Billed as a comedy, it is anything but (despite some very funny throwaway movie jokes). Clutching their sheepskin, Rebecca and Enid stomp their mortarboards, give the finger to their Los Angeles high school, and spend their days inventing lurid extravagant back stories as a means of mocking people they see. The adults who bound Rebecca and Enid’s lives are played (with ego sacrifice so saintly it borders on martyrdom) by grownup Indy demigods: Bob Balaban as Enid’s feckless father, Illeana Douglas as Roberta, an aging flower child summer-school art teacher, and an uncredited Teri Garr as Maxine, Enid’s father’s hideous fiancée, the grotesque caricature of the over-lacquered decrepit adult.

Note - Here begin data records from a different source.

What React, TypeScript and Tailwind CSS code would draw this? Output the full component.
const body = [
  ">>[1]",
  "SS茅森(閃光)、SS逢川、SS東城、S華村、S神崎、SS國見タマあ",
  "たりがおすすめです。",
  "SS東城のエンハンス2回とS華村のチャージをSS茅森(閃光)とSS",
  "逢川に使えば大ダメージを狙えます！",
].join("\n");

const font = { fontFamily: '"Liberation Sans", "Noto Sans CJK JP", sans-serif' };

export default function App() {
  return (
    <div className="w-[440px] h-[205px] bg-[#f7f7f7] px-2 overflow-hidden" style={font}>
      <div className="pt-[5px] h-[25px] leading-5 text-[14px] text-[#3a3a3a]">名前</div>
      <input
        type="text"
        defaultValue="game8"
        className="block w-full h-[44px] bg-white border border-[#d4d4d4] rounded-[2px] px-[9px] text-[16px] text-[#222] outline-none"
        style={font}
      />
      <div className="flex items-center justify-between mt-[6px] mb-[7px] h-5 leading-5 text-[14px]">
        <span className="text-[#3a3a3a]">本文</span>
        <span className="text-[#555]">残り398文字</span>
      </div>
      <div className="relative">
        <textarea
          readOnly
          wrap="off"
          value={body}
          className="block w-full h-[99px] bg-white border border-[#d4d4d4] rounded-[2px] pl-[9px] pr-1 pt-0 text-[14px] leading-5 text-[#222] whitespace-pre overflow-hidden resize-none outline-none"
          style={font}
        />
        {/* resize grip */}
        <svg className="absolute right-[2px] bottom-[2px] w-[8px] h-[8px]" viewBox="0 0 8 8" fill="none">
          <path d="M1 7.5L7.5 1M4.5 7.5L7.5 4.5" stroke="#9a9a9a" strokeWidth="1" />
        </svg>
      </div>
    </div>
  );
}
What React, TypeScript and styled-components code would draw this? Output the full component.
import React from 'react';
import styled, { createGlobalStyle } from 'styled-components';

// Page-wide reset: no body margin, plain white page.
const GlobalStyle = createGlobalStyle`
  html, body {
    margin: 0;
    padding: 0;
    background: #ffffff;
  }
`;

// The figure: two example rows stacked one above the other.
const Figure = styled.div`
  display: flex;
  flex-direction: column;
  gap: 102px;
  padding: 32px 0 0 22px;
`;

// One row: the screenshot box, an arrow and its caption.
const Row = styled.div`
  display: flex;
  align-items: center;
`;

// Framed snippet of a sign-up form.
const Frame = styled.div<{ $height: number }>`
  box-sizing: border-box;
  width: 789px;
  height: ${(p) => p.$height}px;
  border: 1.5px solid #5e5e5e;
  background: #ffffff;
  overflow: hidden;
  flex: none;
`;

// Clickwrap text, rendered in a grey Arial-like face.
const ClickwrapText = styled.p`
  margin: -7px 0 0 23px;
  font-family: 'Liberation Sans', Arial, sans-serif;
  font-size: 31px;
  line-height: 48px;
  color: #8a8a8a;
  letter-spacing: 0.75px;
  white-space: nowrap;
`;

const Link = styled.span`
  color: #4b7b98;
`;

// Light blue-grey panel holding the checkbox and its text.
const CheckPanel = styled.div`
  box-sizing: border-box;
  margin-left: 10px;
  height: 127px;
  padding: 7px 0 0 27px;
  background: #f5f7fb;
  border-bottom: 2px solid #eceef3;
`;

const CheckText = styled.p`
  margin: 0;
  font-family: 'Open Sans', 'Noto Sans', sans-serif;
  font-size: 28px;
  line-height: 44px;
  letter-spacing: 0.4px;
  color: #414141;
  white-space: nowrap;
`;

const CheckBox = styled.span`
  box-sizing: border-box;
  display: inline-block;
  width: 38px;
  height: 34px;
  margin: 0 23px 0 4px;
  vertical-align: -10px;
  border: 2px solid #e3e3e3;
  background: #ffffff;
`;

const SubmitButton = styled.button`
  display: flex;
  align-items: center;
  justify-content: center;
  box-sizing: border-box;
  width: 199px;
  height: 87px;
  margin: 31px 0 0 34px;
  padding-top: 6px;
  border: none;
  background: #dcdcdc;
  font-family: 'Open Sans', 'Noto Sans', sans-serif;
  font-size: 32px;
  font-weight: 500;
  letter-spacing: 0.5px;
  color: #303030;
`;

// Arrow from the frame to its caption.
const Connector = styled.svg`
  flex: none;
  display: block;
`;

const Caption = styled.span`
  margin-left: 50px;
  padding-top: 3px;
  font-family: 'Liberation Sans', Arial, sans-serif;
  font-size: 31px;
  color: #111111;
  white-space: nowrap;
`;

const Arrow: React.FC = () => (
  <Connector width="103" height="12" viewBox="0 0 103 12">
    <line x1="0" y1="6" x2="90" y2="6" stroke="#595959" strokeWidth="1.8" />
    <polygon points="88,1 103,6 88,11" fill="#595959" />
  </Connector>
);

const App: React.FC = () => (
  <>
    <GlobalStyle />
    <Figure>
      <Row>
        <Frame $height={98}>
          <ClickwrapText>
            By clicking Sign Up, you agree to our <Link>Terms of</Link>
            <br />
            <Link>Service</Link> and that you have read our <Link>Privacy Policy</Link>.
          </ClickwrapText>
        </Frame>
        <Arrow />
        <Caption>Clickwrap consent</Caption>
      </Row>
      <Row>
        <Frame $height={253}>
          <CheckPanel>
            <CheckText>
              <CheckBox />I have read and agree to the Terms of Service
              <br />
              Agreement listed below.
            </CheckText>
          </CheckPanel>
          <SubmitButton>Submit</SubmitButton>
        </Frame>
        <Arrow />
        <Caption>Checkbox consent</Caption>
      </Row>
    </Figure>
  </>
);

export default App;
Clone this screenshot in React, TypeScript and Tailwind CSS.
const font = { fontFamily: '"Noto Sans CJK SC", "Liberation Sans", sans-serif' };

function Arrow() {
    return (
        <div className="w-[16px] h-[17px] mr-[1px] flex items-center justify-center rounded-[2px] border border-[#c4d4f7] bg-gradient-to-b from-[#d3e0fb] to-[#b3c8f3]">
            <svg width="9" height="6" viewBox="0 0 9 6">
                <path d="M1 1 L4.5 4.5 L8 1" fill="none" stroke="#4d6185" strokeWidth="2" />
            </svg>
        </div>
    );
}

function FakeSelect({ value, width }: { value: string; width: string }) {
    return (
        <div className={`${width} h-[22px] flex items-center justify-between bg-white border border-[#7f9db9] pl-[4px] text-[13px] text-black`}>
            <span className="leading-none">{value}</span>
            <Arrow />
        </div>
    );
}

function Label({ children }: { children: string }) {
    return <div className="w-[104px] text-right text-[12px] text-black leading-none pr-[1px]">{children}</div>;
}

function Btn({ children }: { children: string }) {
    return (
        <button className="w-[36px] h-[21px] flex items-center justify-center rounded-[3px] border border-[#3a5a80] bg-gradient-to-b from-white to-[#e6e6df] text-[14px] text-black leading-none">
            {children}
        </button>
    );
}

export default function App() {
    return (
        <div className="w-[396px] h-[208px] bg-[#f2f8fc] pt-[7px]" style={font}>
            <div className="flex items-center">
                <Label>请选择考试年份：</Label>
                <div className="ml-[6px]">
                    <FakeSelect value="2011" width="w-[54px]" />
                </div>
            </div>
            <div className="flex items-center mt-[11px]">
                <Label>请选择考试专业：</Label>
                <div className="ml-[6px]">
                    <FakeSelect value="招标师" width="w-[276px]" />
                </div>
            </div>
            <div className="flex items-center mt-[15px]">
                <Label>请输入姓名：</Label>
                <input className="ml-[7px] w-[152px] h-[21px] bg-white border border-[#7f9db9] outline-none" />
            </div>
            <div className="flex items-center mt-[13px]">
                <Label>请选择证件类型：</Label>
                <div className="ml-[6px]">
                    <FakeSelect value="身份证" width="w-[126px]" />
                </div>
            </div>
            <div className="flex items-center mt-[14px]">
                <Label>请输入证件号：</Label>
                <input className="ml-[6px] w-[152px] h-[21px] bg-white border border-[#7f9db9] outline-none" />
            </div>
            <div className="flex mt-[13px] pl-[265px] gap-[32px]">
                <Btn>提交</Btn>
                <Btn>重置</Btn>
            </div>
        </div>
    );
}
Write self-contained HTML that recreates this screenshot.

Eventually Enid fastens on cardigan-wearing, milkshake-slurping loser Seymour (Steve Buscemi) at 50’s diner Wowsville. She finds herself drawn to him because while he is outwardly pathetic he is perfectly self-aware — Buddha with a record-collecting fetish — and kind. Without ever meaning to he draws in Enid, who is young, smart, zaftig, spectacularly dressed (a breathtaking collection of killer retro togs not seen since SWINGERS) … and miserable. The story, when it finally develops, swings on the relationship between disaffected surly Enid and washed-up, clear-eyed Seymour.
In several senses, this movie is tough. The first forty minutes are an exercise in wall-climbing, silent-scream boredom not seen since WINGS OF DESIRE (if ever there was a movie for which to arrive late, this is it), but somehow, when Enid’s facade cracks and Seymour shows his dork dignity, a genuinely moving plot line develops.
In the end, your tolerance of this movie hinges on Enid, who blows hot and cold on everyone around her. If you find her masochistically credible, the movie’s second half will absorb if disturb you. If you think her a spoiled brat oblivious to the damage her pranks wreak, you will want to walk out.